Maryland Franchise Act Claims
Regarding the claim under the Maryland Franchise Act, the court recognized that this statute requires disclosure of material facts to prospective franchisees. However, it determined that the Laytons could not prove damages related to AAMCO's alleged nondisclosure of negotiations with state Attorneys General. The court noted that the Laytons' gross revenues exceeded their expectations and those of the previous owner, undermining their claim of harm. Additionally, although the Franchise Act allows for rescission of a franchise agreement under certain conditions, the Laytons did not seek such relief in their complaint, which limited their potential remedies. The court found that the timing of the Laytons’ lawsuit, filed two years after the relevant events, indicated their acceptance of the franchise's profitability, further weakening their claim under the Franchise Act.
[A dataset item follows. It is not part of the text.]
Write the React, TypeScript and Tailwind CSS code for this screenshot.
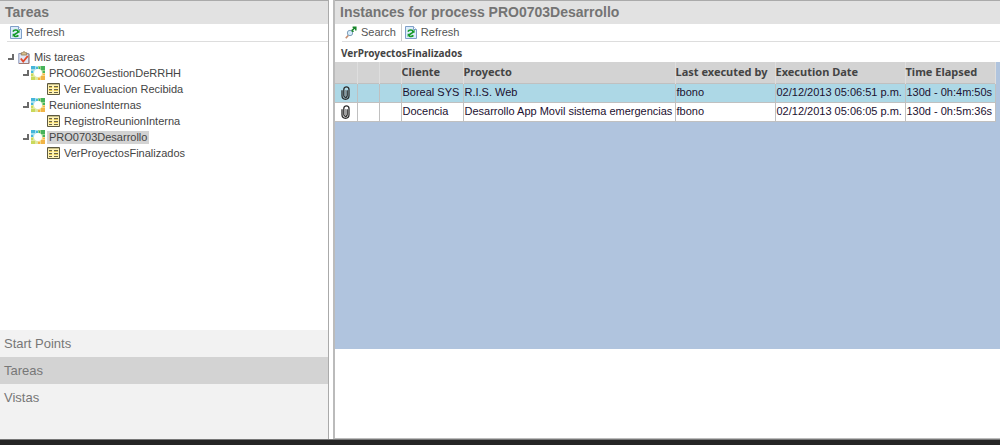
import type { ReactNode } from 'react'
import clsx from 'clsx'

interface Task {
  process: string
  view?: string
  selected?: boolean
}

const tasks: Task[] = [
  { process: 'PRO0602GestionDeRRHH', view: 'Ver Evaluacion Recibida' },
  { process: 'ReunionesInternas', view: 'RegistroReunionInterna' },
  { process: 'PRO0703Desarrollo', view: 'VerProyectosFinalizados', selected: true },
]

const instances = [
  ['Boreal SYS', 'R.I.S. Web', 'fbono', '02/12/2013 05:06:51 p.m.', '130d - 0h:4m:50s'],
  ['Docencia', 'Desarrollo App Movil sistema emergencias', 'fbono', '02/12/2013 05:06:05 p.m.', '130d - 0h:5m:36s'],
]

const columns = [
  { label: '', width: 'w-[22px]' },
  { label: '', width: 'w-[22px]' },
  { label: '', width: 'w-[22px]' },
  { label: 'Cliente', width: 'w-[62px]' },
  { label: 'Proyecto', width: 'w-[212px]' },
  { label: 'Last executed by', width: 'w-[100px]' },
  { label: 'Execution Date', width: 'w-[130px]' },
  { label: 'Time Elapsed', width: 'w-[90px]' },
]

function RefreshIcon() {
  return (
    <svg className="h-[13px] w-3 shrink-0" viewBox="0 0 12 13" fill="none">
      <path d="M.5.5h8l3 3v9H.5z" fill="#dcecfb" stroke="#7f9fc8" />
      <path d="M8.5.5v3h3" fill="#fff" stroke="#7f9fc8" />
      <path d="M3 5.6C3.8 3.6 7.8 3.4 8 5.6 8.1 7.4 4 7.8 4.1 9.6c.1 1.2 3 1.2 4.3-.2" stroke="#159a28" strokeWidth="1.7" />
      <path d="M9.6 3.6v3.2H6.8zM2.6 11V7.8h2.6z" fill="#159a28" />
    </svg>
  )
}

function SearchIcon() {
  return (
    <svg className="h-[13px] w-3 shrink-0" viewBox="0 0 12 13" fill="none">
      <path d="M.8 12.2 3.4 9.2" stroke="#c58d70" strokeWidth="1.6" />
      <circle cx="5" cy="7" r="2.7" fill="#d4ecfb" stroke="#819fba" />
      <path d="M7 4.6 9.8 1.8M7.6 1.2h3.2v3.2" stroke="#18862b" strokeWidth="1.5" />
      <path d="M7 3.8v1.6h1.8" stroke="#18862b" />
    </svg>
  )
}

function ClipboardIcon() {
  return (
    <svg className="h-[13px] w-3 shrink-0" viewBox="0 0 12 13" fill="none">
      <path d="M.8 2.5h10v10H.8z" fill="#dfe6f5" stroke="#8a94b8" />
      <path d="M11 3v9.5H1" stroke="#a1786f" />
      <path d="M3.2 4V1.8h1.3C5 .3 7 .3 7.5 1.8h1.3V4z" fill="#d9c08e" stroke="#8d7452" strokeWidth=".8" />
      <path d="m2.8 7.5 2.4 3L9.8 5" stroke="#e0492c" strokeWidth="1.9" />
    </svg>
  )
}

function ProcessIcon() {
  return (
    <svg className="size-[14px] shrink-0" viewBox="0 0 14 14">
      <path fill="#a6dfec" d="M0 0h7v7H0z" />
      <path fill="#9bd68f" d="M7 0h7v7H7z" />
      <path fill="#e0e8a0" d="M0 7h7v7H0z" />
      <path fill="#f6d987" d="M7 7h7v7H7z" />
      <path fill="#45b6da" d="M0 0h4v3H0zM5 1h2v2H5zM0 5h2v2H0z" />
      <path fill="#46b35a" d="M10 0h4v4h-4zM8 1h1v2H8zM12 5h2v2h-2z" />
      <path fill="#c9d95b" d="M0 11h4v3H0zM0 8h2v2H0z" />
      <path fill="#f1b445" d="M10 10h4v4h-4zM7 12h2v2H7zM12 8h2v1h-2z" />
      <circle cx="7" cy="7" r="4" fill="#fff" />
    </svg>
  )
}

function FormIcon() {
  return (
    <svg className="h-3 w-[13px] shrink-0" viewBox="0 0 13 12">
      <path fill="#fff3b5" stroke="#5d5940" d="M.5.5h12v11H.5z" />
      <path fill="#c9c08a" d="M1 1h11v1H1z" />
      <path fill="#6b6549" d="M2 3h3v1H2zM7 3h4v1H7zM2 6h3v1H2zM7 6h4v1H7zM2 9h3v1H2zM7 9h4v1H7z" />
      <path fill="#e4c751" d="M7 4h4v1H7zM7 7h4v1H7zM2 4h3v1H2zM2 7h3v1H2z" />
    </svg>
  )
}

function PaperclipIcon() {
  return (
    <svg className="h-[14px] w-[9px]" viewBox="0 0 9 14" fill="none">
      <path
        d="M1 4.2v5.6c0 4.6 7 4.6 7 0V3.6C8 0 2.8 0 2.8 3.6v6c0 2.4 3.4 2.4 3.4 0V4.2"
        stroke="#2b2b2b"
        strokeWidth="1.3"
      />
      <path d="M4.5 4v6" stroke="#888" strokeWidth=".8" />
    </svg>
  )
}

function Expander() {
  return (
    <svg className="size-[6px] shrink-0" viewBox="0 0 6 6">
      <path d="M4 0h2v6H0V4h4z" fill="#6b6b6b" />
    </svg>
  )
}

function PanelTitle({ children }: { children: ReactNode }) {
  return (
    <h2 className="h-6 border-t border-[#aaa] bg-[#e2e2e2] px-[5px] text-sm leading-[22px] font-bold text-[#747474]">
      {children}
    </h2>
  )
}

function ToolButton({ icon, children }: { icon: ReactNode; children: ReactNode }) {
  return (
    <button type="button" className="flex h-[17px] items-center gap-1 px-[3px] text-[11px] text-[#555]">
      {icon}
      {children}
    </button>
  )
}

function TaskTree() {
  return (
    <ul className="px-2 pt-[7px] text-[11px] leading-4 text-[#444]">
      <li>
        <div className="flex h-4 items-center gap-1">
          <Expander />
          <ClipboardIcon />
          <a href="#tareas">Mis tareas</a>
        </div>
        <ul className="pl-[15px]">
          {tasks.map((task) => (
            <li key={task.process}>
              <div className="flex h-4 items-center gap-[2px]">
                <Expander />
                <ProcessIcon />
                <a href={`#${task.process}`} className={clsx('px-[2px]', task.selected && 'bg-[#d3d3d3] leading-[13px]')}>
                  {task.process}
                </a>
              </div>
              <div className="flex h-4 items-center gap-1 pl-6">
                <FormIcon />
                <a href={`#${task.view}`}>{task.view}</a>
              </div>
            </li>
          ))}
        </ul>
      </li>
    </ul>
  )
}

function InstancesTable() {
  return (
    <table className="w-[660px] table-fixed border-collapse text-[11px]">
      <thead>
        <tr className="h-[21px] bg-[#d3d3d3] text-left font-['Noto_Sans',sans-serif] text-[#444]">
          {columns.map((col, i) => (
            <th key={i} className={clsx('border-r border-[#dedede] p-0 font-bold whitespace-nowrap', col.width)}>
              {col.label}
            </th>
          ))}
        </tr>
      </thead>
      <tbody className="text-[#1c1030]">
        {instances.map((row, i) => (
          <tr key={row[0]} className={clsx('h-[19px]', i === 0 ? 'bg-[#add8e6]' : 'bg-white')}>
            <td className="border border-l-0 border-[#c0c0c0] p-0">
              <div className="flex justify-center"><PaperclipIcon /></div>
            </td>
            <td className="border border-[#c0c0c0]" />
            <td className="border border-[#c0c0c0]" />
            {row.map((value, j) => (
              <td key={j} className="border border-[#c0c0c0] py-0 pl-px whitespace-nowrap">
                {value}
              </td>
            ))}
          </tr>
        ))}
      </tbody>
    </table>
  )
}

export default function App() {
  return (
    <div className="flex min-h-screen flex-col bg-white font-['Liberation_Sans',sans-serif]">
      <div className="flex grow gap-1">
        <aside className="flex w-[329px] shrink-0 flex-col border-r border-[#aaa]">
          <PanelTitle>Tareas</PanelTitle>
          <div className="ml-[7px] flex h-[18px] border-b border-[#ddd]">
            <ToolButton icon={<RefreshIcon />}>Refresh</ToolButton>
          </div>
          <TaskTree />
          <nav className="mt-auto flex h-[109px] flex-col bg-[#f2f2f2] text-[13px] leading-[27px] text-[#777]">
            <a href="#start" className="px-1">Start Points</a>
            <a href="#tareas" className="bg-[#d3d3d3] px-1">Tareas</a>
            <a href="#vistas" className="px-1">Vistas</a>
          </nav>
        </aside>
        <main className="min-w-0 grow border-b border-l-2 border-[#bbb]">
          <PanelTitle>Instances for process PRO0703Desarrollo</PanelTitle>
          <div className="ml-[7px] flex h-[18px] border-b border-[#ddd]">
            <ToolButton icon={<SearchIcon />}>Search</ToolButton>
            <div className="ml-[2px] border-l border-[#ccc]">
              <ToolButton icon={<RefreshIcon />}>Refresh</ToolButton>
            </div>
          </div>
          <h3 className="h-5 px-[6px] font-['Noto_Sans',sans-serif] text-[10px] leading-[22px] font-bold text-[#444]">
            VerProyectosFinalizados
          </h3>
          <div className="min-h-[287px] bg-[#b0c4de]">
            <InstancesTable />
          </div>
        </main>
      </div>
      <footer className="h-[6px] border-t border-[#777] bg-[#252525]" />
    </div>
  )
}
Breach of Duty of Good Faith
Finally, the court addressed the claim for breach of an implied duty of good faith, which was based on AAMCO's enforcement of a modification to the franchise terms requiring fuller disclosures to consumers. The court noted that AAMCO had the contractual right to unilaterally change the terms of the franchise agreement and there were no facts suggesting wrongful discrimination against the Laytons. The modification was a response to the consent judgments and aimed at ensuring compliance with consumer protection standards across all franchises. The court determined that this action was reasonable and aligned with AAMCO's obligations under the consent agreements, leading to the dismissal of this claim. The ruling emphasized that a franchisor's adherence to legal requirements does not constitute bad faith or breach of contract when executed within the bounds of their rights.